### GIVEN PROBLEM:
Below, locate the line that contains "Clone this screenshot". Repeat exactly from that line to the line that contains "import React from", inclusive, leaving out the pictures.

### DATASET EXCERPTS:
++++++++++
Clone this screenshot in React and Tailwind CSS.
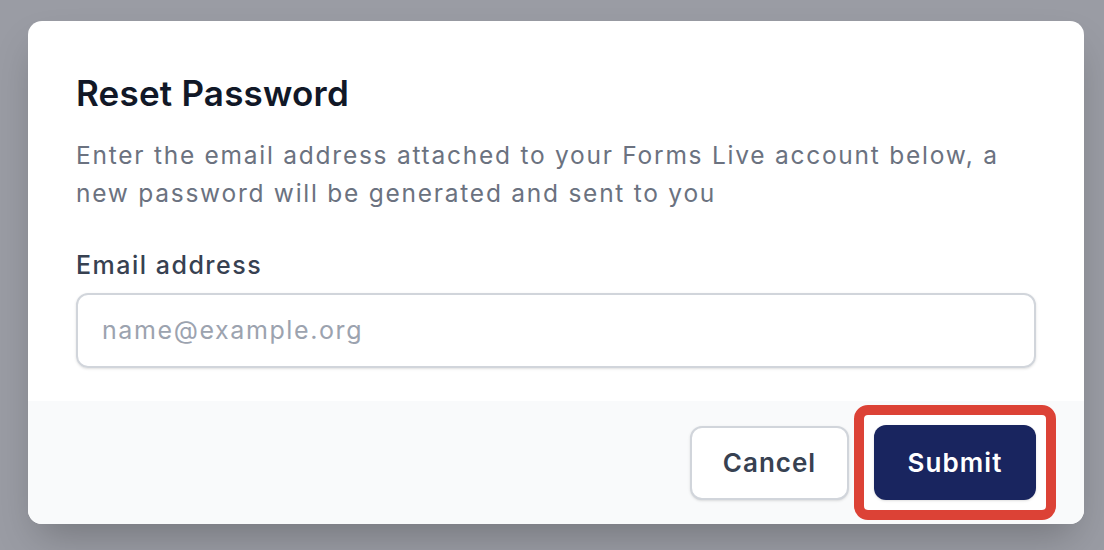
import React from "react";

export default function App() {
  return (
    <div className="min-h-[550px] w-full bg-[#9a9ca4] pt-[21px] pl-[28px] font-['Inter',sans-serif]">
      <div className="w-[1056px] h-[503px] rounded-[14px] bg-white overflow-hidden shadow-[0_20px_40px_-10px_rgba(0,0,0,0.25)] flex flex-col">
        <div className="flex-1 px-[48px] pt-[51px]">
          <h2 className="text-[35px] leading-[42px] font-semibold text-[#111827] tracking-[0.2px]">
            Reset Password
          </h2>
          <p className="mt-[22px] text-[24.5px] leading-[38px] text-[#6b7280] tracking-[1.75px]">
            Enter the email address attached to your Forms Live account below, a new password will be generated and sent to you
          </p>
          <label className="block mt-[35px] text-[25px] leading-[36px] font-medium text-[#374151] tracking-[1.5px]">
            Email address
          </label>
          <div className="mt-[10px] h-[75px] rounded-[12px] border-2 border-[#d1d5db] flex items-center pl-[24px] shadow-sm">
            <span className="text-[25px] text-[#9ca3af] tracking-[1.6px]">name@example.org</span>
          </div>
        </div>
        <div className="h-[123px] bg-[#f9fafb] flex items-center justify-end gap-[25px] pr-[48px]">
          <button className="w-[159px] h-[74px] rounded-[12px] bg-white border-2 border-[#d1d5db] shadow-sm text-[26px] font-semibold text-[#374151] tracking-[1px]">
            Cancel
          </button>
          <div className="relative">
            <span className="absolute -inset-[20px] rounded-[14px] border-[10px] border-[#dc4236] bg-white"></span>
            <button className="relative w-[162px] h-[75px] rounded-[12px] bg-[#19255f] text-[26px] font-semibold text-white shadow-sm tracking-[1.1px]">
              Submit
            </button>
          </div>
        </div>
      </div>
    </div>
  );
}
++++++++++
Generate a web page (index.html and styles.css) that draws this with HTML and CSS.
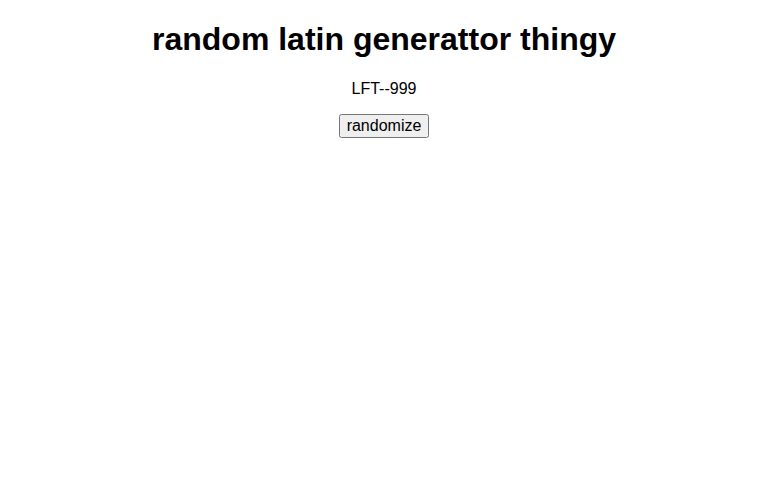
++++++++++
### ANSWER TO THE PROBLEM:
Clone this screenshot in React and Tailwind CSS.
import React from "react";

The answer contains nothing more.